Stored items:
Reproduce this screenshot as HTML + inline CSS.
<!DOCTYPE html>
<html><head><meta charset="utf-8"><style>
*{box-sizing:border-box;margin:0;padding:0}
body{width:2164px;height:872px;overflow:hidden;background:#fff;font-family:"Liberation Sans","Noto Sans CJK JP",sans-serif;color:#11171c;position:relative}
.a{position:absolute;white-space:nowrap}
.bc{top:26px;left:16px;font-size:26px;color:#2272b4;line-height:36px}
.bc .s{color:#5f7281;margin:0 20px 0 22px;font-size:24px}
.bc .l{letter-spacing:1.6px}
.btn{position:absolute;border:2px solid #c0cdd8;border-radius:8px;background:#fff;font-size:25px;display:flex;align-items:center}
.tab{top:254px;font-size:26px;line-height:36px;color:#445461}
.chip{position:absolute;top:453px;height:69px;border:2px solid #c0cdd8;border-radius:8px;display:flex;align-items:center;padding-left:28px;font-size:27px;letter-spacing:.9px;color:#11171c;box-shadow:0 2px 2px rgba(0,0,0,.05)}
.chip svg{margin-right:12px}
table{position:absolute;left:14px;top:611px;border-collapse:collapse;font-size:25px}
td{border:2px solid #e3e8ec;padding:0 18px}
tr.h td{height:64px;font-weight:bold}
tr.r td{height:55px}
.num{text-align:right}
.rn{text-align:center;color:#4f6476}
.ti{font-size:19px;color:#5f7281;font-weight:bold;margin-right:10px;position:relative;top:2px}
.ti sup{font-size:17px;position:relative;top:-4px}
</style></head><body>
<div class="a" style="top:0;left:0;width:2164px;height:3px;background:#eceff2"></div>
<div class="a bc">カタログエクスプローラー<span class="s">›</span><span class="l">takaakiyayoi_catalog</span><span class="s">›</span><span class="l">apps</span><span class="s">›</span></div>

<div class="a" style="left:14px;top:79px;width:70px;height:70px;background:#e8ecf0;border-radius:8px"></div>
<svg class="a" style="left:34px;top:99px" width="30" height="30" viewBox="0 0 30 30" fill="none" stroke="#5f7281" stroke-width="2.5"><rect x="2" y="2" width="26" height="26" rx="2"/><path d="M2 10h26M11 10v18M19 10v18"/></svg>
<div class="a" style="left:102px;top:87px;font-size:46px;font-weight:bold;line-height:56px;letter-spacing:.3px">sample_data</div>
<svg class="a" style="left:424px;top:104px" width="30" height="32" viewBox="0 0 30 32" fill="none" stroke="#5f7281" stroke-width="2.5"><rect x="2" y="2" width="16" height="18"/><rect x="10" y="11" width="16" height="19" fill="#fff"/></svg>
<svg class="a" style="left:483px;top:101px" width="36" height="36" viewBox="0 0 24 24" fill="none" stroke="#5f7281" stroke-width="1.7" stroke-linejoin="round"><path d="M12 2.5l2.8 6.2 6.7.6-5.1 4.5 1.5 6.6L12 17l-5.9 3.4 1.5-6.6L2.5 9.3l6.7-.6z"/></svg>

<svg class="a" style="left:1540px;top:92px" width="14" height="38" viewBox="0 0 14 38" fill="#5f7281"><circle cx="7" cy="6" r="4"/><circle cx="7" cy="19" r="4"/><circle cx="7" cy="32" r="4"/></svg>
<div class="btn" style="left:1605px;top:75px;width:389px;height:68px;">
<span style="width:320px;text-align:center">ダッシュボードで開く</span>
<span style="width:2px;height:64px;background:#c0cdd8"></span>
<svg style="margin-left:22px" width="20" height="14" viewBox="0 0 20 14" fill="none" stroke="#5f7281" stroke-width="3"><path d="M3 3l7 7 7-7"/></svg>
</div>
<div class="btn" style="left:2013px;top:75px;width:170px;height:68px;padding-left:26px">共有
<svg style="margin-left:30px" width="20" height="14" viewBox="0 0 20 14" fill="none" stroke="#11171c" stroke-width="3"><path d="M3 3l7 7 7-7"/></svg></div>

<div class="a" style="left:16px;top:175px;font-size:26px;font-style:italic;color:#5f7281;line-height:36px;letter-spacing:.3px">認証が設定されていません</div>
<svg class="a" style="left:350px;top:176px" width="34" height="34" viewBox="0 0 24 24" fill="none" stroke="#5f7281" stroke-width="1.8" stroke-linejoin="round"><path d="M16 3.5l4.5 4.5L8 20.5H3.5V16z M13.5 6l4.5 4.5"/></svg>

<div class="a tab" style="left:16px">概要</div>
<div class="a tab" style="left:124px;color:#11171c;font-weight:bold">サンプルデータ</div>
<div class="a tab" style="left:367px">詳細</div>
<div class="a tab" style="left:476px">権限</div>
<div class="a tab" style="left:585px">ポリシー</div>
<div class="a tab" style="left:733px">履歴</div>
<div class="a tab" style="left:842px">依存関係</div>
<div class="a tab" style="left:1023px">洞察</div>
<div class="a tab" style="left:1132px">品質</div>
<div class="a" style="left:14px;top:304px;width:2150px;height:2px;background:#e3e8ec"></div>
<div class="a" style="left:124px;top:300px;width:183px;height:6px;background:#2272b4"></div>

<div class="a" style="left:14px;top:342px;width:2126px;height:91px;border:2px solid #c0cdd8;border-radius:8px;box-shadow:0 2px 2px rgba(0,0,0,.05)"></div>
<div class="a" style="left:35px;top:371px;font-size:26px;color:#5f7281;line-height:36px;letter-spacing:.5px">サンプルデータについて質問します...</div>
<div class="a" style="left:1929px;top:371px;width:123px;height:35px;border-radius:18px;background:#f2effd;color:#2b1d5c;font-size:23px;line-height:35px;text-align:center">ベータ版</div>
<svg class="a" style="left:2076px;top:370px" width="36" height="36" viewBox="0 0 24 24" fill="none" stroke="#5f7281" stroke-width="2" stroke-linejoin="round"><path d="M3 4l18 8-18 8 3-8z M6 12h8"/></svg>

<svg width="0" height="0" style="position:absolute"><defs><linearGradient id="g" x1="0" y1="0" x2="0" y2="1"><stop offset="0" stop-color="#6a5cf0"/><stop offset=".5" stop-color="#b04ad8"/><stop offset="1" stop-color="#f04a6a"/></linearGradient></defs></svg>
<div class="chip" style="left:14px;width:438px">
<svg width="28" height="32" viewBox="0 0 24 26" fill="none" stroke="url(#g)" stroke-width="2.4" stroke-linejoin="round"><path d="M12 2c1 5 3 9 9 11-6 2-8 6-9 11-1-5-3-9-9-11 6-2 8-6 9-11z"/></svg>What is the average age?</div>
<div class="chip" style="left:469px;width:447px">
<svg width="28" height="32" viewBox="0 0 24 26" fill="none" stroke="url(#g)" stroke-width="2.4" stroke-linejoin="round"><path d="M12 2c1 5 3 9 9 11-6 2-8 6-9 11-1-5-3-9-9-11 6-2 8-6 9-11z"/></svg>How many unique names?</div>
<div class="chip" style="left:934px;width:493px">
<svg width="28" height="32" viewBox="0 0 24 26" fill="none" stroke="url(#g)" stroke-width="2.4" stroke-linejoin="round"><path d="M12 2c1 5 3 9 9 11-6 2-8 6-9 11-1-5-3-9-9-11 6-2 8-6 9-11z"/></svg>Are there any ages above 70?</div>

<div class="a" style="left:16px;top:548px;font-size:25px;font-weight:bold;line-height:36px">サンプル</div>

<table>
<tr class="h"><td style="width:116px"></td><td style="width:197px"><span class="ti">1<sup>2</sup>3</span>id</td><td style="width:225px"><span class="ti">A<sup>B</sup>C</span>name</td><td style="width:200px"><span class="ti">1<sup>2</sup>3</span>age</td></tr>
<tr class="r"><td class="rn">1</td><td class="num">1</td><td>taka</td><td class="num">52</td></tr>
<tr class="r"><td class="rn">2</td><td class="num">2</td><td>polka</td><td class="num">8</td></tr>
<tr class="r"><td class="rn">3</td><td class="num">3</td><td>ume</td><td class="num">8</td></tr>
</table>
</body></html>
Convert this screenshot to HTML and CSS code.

What to do:
Nothing should be left out: return all of the records exactly.

Solution to this exercise:
Reproduce this screenshot as HTML + inline CSS.
<!DOCTYPE html>
<html><head><meta charset="utf-8"><style>
*{box-sizing:border-box;margin:0;padding:0}
body{width:2164px;height:872px;overflow:hidden;background:#fff;font-family:"Liberation Sans","Noto Sans CJK JP",sans-serif;color:#11171c;position:relative}
.a{position:absolute;white-space:nowrap}
.bc{top:26px;left:16px;font-size:26px;color:#2272b4;line-height:36px}
.bc .s{color:#5f7281;margin:0 20px 0 22px;font-size:24px}
.bc .l{letter-spacing:1.6px}
.btn{position:absolute;border:2px solid #c0cdd8;border-radius:8px;background:#fff;font-size:25px;display:flex;align-items:center}
.tab{top:254px;font-size:26px;line-height:36px;color:#445461}
.chip{position:absolute;top:453px;height:69px;border:2px solid #c0cdd8;border-radius:8px;display:flex;align-items:center;padding-left:28px;font-size:27px;letter-spacing:.9px;color:#11171c;box-shadow:0 2px 2px rgba(0,0,0,.05)}
.chip svg{margin-right:12px}
table{position:absolute;left:14px;top:611px;border-collapse:collapse;font-size:25px}
td{border:2px solid #e3e8ec;padding:0 18px}
tr.h td{height:64px;font-weight:bold}
tr.r td{height:55px}
.num{text-align:right}
.rn{text-align:center;color:#4f6476}
.ti{font-size:19px;color:#5f7281;font-weight:bold;margin-right:10px;position:relative;top:2px}
.ti sup{font-size:17px;position:relative;top:-4px}
</style></head><body>
<div class="a" style="top:0;left:0;width:2164px;height:3px;background:#eceff2"></div>
<div class="a bc">カタログエクスプローラー<span class="s">›</span><span class="l">takaakiyayoi_catalog</span><span class="s">›</span><span class="l">apps</span><span class="s">›</span></div>

<div class="a" style="left:14px;top:79px;width:70px;height:70px;background:#e8ecf0;border-radius:8px"></div>
<svg class="a" style="left:34px;top:99px" width="30" height="30" viewBox="0 0 30 30" fill="none" stroke="#5f7281" stroke-width="2.5"><rect x="2" y="2" width="26" height="26" rx="2"/><path d="M2 10h26M11 10v18M19 10v18"/></svg>
<div class="a" style="left:102px;top:87px;font-size:46px;font-weight:bold;line-height:56px;letter-spacing:.3px">sample_data</div>
<svg class="a" style="left:424px;top:104px" width="30" height="32" viewBox="0 0 30 32" fill="none" stroke="#5f7281" stroke-width="2.5"><rect x="2" y="2" width="16" height="18"/><rect x="10" y="11" width="16" height="19" fill="#fff"/></svg>
<svg class="a" style="left:483px;top:101px" width="36" height="36" viewBox="0 0 24 24" fill="none" stroke="#5f7281" stroke-width="1.7" stroke-linejoin="round"><path d="M12 2.5l2.8 6.2 6.7.6-5.1 4.5 1.5 6.6L12 17l-5.9 3.4 1.5-6.6L2.5 9.3l6.7-.6z"/></svg>

<svg class="a" style="left:1540px;top:92px" width="14" height="38" viewBox="0 0 14 38" fill="#5f7281"><circle cx="7" cy="6" r="4"/><circle cx="7" cy="19" r="4"/><circle cx="7" cy="32" r="4"/></svg>
<div class="btn" style="left:1605px;top:75px;width:389px;height:68px;">
<span style="width:320px;text-align:center">ダッシュボードで開く</span>
<span style="width:2px;height:64px;background:#c0cdd8"></span>
<svg style="margin-left:22px" width="20" height="14" viewBox="0 0 20 14" fill="none" stroke="#5f7281" stroke-width="3"><path d="M3 3l7 7 7-7"/></svg>
</div>
<div class="btn" style="left:2013px;top:75px;width:170px;height:68px;padding-left:26px">共有
<svg style="margin-left:30px" width="20" height="14" viewBox="0 0 20 14" fill="none" stroke="#11171c" stroke-width="3"><path d="M3 3l7 7 7-7"/></svg></div>

<div class="a" style="left:16px;top:175px;font-size:26px;font-style:italic;color:#5f7281;line-height:36px;letter-spacing:.3px">認証が設定されていません</div>
<svg class="a" style="left:350px;top:176px" width="34" height="34" viewBox="0 0 24 24" fill="none" stroke="#5f7281" stroke-width="1.8" stroke-linejoin="round"><path d="M16 3.5l4.5 4.5L8 20.5H3.5V16z M13.5 6l4.5 4.5"/></svg>

<div class="a tab" style="left:16px">概要</div>
<div class="a tab" style="left:124px;color:#11171c;font-weight:bold">サンプルデータ</div>
<div class="a tab" style="left:367px">詳細</div>
<div class="a tab" style="left:476px">権限</div>
<div class="a tab" style="left:585px">ポリシー</div>
<div class="a tab" style="left:733px">履歴</div>
<div class="a tab" style="left:842px">依存関係</div>
<div class="a tab" style="left:1023px">洞察</div>
<div class="a tab" style="left:1132px">品質</div>
<div class="a" style="left:14px;top:304px;width:2150px;height:2px;background:#e3e8ec"></div>
<div class="a" style="left:124px;top:300px;width:183px;height:6px;background:#2272b4"></div>

<div class="a" style="left:14px;top:342px;width:2126px;height:91px;border:2px solid #c0cdd8;border-radius:8px;box-shadow:0 2px 2px rgba(0,0,0,.05)"></div>
<div class="a" style="left:35px;top:371px;font-size:26px;color:#5f7281;line-height:36px;letter-spacing:.5px">サンプルデータについて質問します...</div>
<div class="a" style="left:1929px;top:371px;width:123px;height:35px;border-radius:18px;background:#f2effd;color:#2b1d5c;font-size:23px;line-height:35px;text-align:center">ベータ版</div>
<svg class="a" style="left:2076px;top:370px" width="36" height="36" viewBox="0 0 24 24" fill="none" stroke="#5f7281" stroke-width="2" stroke-linejoin="round"><path d="M3 4l18 8-18 8 3-8z M6 12h8"/></svg>

<svg width="0" height="0" style="position:absolute"><defs><linearGradient id="g" x1="0" y1="0" x2="0" y2="1"><stop offset="0" stop-color="#6a5cf0"/><stop offset=".5" stop-color="#b04ad8"/><stop offset="1" stop-color="#f04a6a"/></linearGradient></defs></svg>
<div class="chip" style="left:14px;width:438px">
<svg width="28" height="32" viewBox="0 0 24 26" fill="none" stroke="url(#g)" stroke-width="2.4" stroke-linejoin="round"><path d="M12 2c1 5 3 9 9 11-6 2-8 6-9 11-1-5-3-9-9-11 6-2 8-6 9-11z"/></svg>What is the average age?</div>
<div class="chip" style="left:469px;width:447px">
<svg width="28" height="32" viewBox="0 0 24 26" fill="none" stroke="url(#g)" stroke-width="2.4" stroke-linejoin="round"><path d="M12 2c1 5 3 9 9 11-6 2-8 6-9 11-1-5-3-9-9-11 6-2 8-6 9-11z"/></svg>How many unique names?</div>
<div class="chip" style="left:934px;width:493px">
<svg width="28" height="32" viewBox="0 0 24 26" fill="none" stroke="url(#g)" stroke-width="2.4" stroke-linejoin="round"><path d="M12 2c1 5 3 9 9 11-6 2-8 6-9 11-1-5-3-9-9-11 6-2 8-6 9-11z"/></svg>Are there any ages above 70?</div>

<div class="a" style="left:16px;top:548px;font-size:25px;font-weight:bold;line-height:36px">サンプル</div>

<table>
<tr class="h"><td style="width:116px"></td><td style="width:197px"><span class="ti">1<sup>2</sup>3</span>id</td><td style="width:225px"><span class="ti">A<sup>B</sup>C</span>name</td><td style="width:200px"><span class="ti">1<sup>2</sup>3</span>age</td></tr>
<tr class="r"><td class="rn">1</td><td class="num">1</td><td>taka</td><td class="num">52</td></tr>
<tr class="r"><td class="rn">2</td><td class="num">2</td><td>polka</td><td class="num">8</td></tr>
<tr class="r"><td class="rn">3</td><td class="num">3</td><td>ume</td><td class="num">8</td></tr>
</table>
</body></html>
Convert this screenshot to HTML and CSS code.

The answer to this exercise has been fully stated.